» **TO DO**:
Exclude the pictures, then copy word for word the lines running from the beginning of the records through the line with "const rightRows = a2Vals.map((a2, i)".

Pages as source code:
___
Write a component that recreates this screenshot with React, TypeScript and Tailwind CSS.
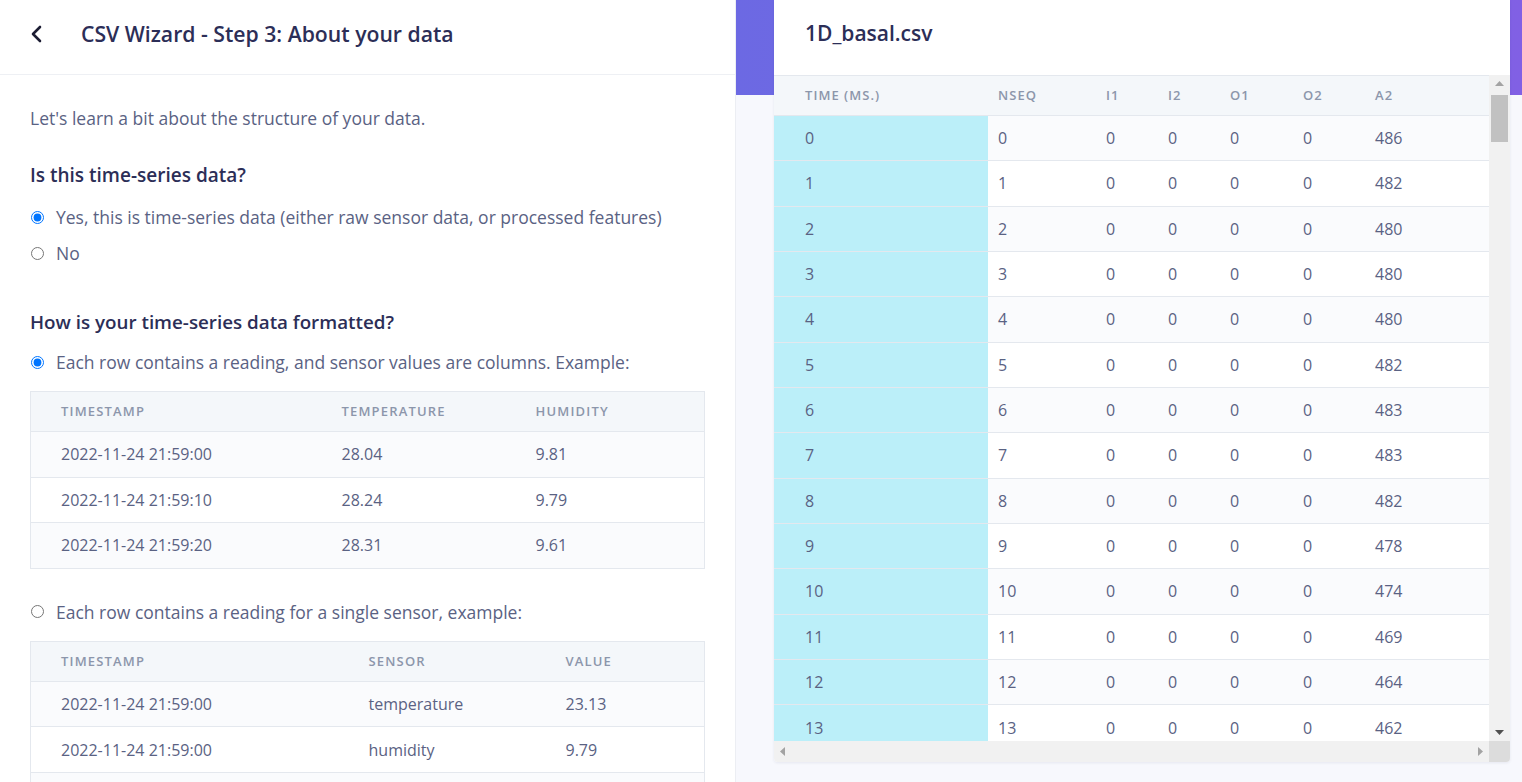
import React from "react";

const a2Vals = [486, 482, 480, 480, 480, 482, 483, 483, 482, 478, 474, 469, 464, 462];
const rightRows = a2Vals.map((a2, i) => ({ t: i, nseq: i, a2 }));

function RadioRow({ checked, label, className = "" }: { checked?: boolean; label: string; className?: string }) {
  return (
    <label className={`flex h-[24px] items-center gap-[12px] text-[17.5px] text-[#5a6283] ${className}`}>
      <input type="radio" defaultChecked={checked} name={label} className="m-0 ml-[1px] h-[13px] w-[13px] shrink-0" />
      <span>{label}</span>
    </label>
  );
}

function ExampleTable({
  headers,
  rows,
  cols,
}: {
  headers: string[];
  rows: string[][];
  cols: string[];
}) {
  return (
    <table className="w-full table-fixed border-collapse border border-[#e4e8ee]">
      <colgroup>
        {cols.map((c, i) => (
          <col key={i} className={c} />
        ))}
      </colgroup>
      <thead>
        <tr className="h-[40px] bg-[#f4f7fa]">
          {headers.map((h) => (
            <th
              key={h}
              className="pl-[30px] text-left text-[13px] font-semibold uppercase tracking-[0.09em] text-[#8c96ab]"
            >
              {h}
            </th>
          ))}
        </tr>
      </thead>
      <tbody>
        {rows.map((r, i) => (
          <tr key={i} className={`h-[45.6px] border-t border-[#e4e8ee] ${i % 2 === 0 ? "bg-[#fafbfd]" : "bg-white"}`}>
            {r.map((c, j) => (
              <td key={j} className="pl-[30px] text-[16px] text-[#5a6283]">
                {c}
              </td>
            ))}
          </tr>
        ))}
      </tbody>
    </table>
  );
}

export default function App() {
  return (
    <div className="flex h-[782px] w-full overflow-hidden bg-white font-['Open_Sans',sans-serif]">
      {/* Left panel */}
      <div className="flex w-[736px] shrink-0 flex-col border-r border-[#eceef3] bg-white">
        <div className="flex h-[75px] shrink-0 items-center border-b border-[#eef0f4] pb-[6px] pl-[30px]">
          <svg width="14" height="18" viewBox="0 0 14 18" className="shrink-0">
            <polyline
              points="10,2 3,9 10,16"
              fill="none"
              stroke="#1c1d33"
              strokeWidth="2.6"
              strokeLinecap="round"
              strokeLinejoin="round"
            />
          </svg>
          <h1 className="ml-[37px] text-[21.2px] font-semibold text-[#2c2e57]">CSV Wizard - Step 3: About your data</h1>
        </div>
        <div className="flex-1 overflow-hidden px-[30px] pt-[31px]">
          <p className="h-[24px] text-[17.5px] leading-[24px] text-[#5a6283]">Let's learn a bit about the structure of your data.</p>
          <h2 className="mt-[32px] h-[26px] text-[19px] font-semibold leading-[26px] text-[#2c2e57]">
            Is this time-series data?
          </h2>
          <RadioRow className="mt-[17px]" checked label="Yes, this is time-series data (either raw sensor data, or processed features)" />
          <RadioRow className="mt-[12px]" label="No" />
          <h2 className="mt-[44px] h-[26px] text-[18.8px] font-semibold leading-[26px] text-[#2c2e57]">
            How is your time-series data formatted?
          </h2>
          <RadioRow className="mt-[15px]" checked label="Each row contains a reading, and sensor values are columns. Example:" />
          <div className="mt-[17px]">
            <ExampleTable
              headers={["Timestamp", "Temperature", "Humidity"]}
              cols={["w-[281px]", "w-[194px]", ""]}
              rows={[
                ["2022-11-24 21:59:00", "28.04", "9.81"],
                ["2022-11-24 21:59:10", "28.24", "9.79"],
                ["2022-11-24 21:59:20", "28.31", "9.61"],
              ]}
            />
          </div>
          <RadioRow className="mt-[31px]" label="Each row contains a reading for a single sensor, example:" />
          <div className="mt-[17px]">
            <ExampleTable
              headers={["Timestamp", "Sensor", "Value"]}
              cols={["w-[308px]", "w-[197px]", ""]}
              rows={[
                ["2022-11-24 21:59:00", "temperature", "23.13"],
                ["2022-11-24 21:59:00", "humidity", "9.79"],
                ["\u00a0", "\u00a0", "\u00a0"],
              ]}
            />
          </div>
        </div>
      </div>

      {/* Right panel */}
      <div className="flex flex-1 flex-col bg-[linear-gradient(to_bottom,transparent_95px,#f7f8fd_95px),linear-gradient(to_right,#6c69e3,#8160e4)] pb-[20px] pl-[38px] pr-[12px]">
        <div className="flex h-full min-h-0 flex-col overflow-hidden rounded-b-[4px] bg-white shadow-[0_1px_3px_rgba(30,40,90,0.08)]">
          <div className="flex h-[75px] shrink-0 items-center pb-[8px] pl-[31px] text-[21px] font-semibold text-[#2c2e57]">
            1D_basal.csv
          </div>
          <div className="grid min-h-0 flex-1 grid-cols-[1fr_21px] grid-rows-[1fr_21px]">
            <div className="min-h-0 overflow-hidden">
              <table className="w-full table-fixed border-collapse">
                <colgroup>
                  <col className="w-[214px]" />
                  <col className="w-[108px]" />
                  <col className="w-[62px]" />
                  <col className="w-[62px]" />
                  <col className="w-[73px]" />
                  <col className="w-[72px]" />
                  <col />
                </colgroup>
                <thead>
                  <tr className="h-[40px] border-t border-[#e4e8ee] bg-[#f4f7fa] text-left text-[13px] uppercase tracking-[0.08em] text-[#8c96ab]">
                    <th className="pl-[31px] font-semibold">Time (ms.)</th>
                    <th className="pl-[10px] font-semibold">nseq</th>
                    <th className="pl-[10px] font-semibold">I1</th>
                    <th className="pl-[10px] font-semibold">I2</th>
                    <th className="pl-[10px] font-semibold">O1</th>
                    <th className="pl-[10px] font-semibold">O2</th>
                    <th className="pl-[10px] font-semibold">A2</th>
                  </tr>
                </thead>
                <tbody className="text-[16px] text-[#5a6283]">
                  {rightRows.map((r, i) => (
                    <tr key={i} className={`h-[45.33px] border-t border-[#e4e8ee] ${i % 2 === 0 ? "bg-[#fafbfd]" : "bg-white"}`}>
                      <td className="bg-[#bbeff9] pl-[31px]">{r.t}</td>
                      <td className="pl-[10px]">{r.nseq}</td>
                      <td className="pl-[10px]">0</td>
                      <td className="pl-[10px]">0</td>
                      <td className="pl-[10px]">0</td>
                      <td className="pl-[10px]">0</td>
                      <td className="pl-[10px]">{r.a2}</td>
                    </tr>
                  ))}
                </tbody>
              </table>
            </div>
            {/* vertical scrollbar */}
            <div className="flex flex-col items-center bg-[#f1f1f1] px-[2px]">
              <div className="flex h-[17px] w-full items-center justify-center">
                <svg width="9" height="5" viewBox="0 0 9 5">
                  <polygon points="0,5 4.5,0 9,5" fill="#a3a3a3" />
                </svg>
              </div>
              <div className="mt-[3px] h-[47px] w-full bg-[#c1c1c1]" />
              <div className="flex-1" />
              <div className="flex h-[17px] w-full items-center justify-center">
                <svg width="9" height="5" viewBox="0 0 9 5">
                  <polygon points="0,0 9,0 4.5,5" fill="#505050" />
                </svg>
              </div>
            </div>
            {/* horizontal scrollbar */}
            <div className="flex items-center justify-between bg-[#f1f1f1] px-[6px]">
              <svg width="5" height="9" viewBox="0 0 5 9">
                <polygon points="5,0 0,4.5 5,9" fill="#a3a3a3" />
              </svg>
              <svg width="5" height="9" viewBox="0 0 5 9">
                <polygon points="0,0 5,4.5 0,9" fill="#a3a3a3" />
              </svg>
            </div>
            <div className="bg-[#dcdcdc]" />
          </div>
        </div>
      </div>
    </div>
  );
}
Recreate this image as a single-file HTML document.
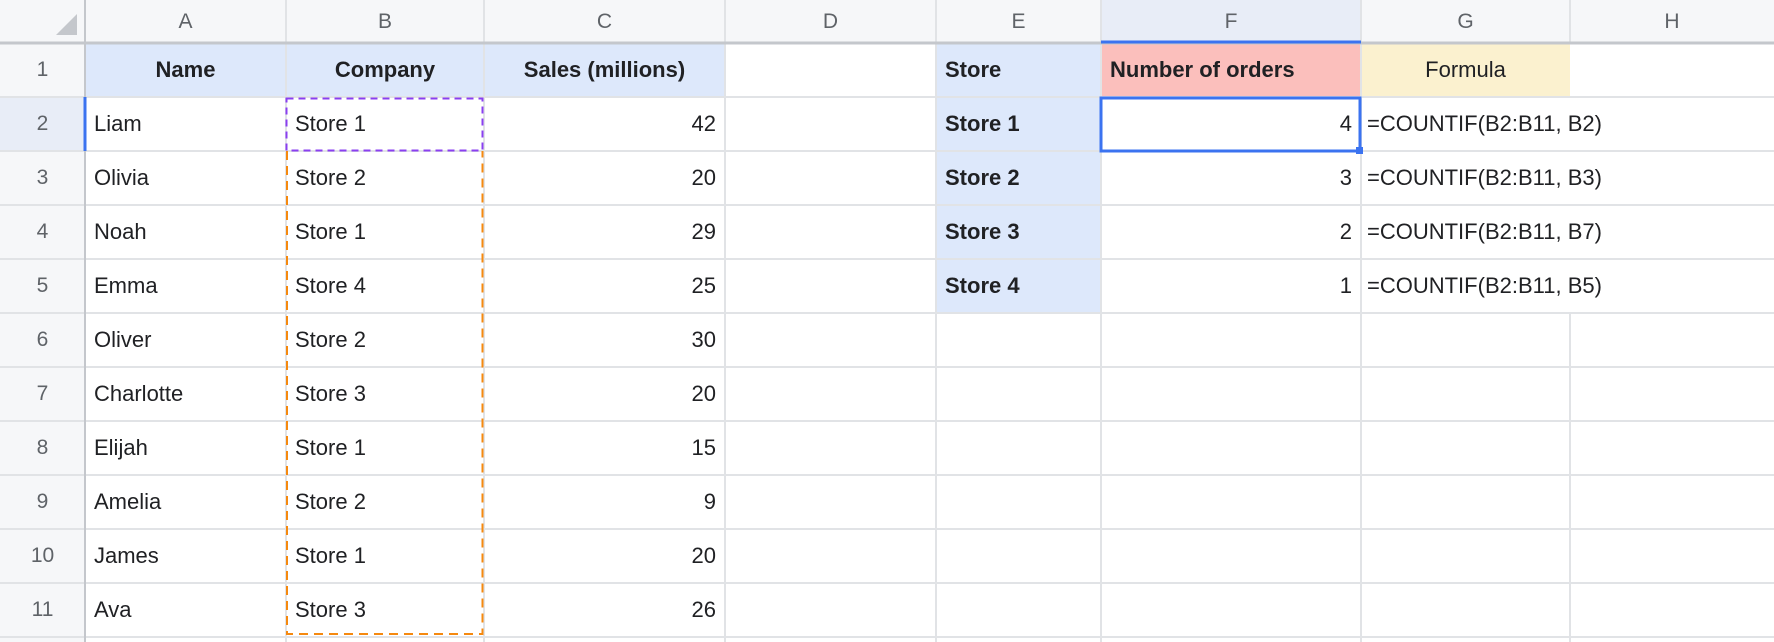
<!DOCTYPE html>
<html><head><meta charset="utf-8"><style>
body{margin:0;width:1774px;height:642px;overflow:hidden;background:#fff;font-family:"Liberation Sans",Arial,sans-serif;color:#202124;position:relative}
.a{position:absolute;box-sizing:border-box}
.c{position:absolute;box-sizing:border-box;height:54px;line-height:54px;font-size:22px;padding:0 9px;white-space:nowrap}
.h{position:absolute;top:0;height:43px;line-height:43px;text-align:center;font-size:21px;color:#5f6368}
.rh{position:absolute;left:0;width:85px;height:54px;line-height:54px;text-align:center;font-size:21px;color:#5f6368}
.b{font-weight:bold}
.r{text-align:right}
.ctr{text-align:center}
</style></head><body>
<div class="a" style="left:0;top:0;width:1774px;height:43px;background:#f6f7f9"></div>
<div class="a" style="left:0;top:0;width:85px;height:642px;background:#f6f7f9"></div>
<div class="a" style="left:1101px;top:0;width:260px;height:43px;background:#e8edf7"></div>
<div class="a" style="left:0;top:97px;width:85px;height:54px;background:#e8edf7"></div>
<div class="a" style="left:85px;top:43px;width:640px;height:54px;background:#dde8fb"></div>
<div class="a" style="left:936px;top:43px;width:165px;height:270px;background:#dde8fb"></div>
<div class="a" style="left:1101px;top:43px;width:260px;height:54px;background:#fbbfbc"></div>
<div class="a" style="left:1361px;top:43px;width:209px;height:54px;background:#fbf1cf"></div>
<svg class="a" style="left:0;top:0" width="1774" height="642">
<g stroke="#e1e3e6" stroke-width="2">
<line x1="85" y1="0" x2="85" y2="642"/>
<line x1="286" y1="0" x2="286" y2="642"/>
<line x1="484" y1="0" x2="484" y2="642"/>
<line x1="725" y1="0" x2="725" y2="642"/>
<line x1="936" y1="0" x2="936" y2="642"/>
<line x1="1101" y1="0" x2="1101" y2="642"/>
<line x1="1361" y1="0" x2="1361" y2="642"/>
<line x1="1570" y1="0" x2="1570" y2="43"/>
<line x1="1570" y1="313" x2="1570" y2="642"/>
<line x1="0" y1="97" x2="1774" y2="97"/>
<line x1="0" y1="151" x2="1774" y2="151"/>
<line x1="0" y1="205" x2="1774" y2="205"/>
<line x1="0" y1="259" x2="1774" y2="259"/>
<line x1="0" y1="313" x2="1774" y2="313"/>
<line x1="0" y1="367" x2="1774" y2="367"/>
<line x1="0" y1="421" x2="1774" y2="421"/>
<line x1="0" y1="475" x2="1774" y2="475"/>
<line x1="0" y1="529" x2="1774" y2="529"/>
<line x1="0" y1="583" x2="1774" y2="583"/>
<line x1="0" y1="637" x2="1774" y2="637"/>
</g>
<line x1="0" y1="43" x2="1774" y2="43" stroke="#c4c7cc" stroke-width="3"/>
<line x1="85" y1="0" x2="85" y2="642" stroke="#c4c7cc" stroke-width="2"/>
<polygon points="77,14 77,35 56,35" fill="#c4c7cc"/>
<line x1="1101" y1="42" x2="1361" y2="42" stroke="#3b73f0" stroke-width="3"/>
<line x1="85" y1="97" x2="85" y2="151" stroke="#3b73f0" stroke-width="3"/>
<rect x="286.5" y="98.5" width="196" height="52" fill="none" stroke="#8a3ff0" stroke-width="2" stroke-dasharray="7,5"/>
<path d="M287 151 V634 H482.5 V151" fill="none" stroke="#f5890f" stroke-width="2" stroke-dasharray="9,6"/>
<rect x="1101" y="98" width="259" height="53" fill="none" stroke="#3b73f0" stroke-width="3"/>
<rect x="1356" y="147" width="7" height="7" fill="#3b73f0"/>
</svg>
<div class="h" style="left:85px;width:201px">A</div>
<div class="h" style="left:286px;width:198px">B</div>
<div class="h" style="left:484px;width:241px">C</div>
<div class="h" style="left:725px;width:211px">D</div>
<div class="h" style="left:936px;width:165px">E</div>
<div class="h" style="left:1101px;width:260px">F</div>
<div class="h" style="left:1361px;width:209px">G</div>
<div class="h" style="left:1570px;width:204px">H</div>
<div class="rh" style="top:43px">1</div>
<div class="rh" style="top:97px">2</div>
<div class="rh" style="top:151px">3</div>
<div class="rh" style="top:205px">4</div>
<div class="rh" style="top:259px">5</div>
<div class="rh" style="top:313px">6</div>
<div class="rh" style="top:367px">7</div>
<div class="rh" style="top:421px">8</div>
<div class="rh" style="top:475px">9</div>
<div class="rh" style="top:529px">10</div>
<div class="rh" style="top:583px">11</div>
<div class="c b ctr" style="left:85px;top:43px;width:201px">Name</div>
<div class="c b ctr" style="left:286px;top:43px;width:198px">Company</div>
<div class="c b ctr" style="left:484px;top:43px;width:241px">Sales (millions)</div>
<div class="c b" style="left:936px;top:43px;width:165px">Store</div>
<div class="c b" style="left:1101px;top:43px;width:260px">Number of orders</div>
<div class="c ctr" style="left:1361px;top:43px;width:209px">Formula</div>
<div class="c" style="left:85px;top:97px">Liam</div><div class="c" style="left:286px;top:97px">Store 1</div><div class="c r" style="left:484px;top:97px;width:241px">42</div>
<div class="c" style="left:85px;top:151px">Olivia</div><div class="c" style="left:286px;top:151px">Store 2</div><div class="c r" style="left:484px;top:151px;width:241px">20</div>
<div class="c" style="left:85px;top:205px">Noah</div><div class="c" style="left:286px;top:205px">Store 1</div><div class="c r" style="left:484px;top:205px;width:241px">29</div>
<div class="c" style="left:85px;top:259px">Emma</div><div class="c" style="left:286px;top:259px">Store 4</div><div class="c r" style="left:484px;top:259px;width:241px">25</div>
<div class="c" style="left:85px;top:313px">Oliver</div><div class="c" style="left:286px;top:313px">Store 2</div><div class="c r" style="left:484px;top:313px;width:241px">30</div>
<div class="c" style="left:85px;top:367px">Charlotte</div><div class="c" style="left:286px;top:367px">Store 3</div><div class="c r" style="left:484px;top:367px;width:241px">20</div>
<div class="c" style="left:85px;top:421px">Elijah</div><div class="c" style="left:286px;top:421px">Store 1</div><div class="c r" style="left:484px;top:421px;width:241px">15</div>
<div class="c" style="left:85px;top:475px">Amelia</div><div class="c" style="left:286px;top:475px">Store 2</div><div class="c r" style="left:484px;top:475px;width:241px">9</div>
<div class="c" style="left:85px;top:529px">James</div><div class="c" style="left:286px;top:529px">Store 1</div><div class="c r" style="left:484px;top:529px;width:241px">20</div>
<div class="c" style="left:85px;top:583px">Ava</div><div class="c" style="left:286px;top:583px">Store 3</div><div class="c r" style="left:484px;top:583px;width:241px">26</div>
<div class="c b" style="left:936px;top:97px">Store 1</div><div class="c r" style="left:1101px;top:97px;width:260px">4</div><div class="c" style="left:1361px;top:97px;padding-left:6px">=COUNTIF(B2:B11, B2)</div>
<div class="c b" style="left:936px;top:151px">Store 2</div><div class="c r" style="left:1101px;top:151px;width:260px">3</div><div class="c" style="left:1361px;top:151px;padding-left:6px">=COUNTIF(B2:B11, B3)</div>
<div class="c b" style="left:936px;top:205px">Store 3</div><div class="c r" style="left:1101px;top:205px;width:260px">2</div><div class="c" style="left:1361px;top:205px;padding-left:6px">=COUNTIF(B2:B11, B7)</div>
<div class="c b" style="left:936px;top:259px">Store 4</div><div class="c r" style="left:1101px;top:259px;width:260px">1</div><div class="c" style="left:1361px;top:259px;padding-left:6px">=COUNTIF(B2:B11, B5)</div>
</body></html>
___
» **ANSWER FOR THIS EXERCISE**:
Write a component that recreates this screenshot with React, TypeScript and Tailwind CSS.
import React from "react";

const a2Vals = [486, 482, 480, 480, 480, 482, 483, 483, 482, 478, 474, 469, 464, 462];
const rightRows = a2Vals.map((a2, i) => ({ t: i, nseq: i, a2 }));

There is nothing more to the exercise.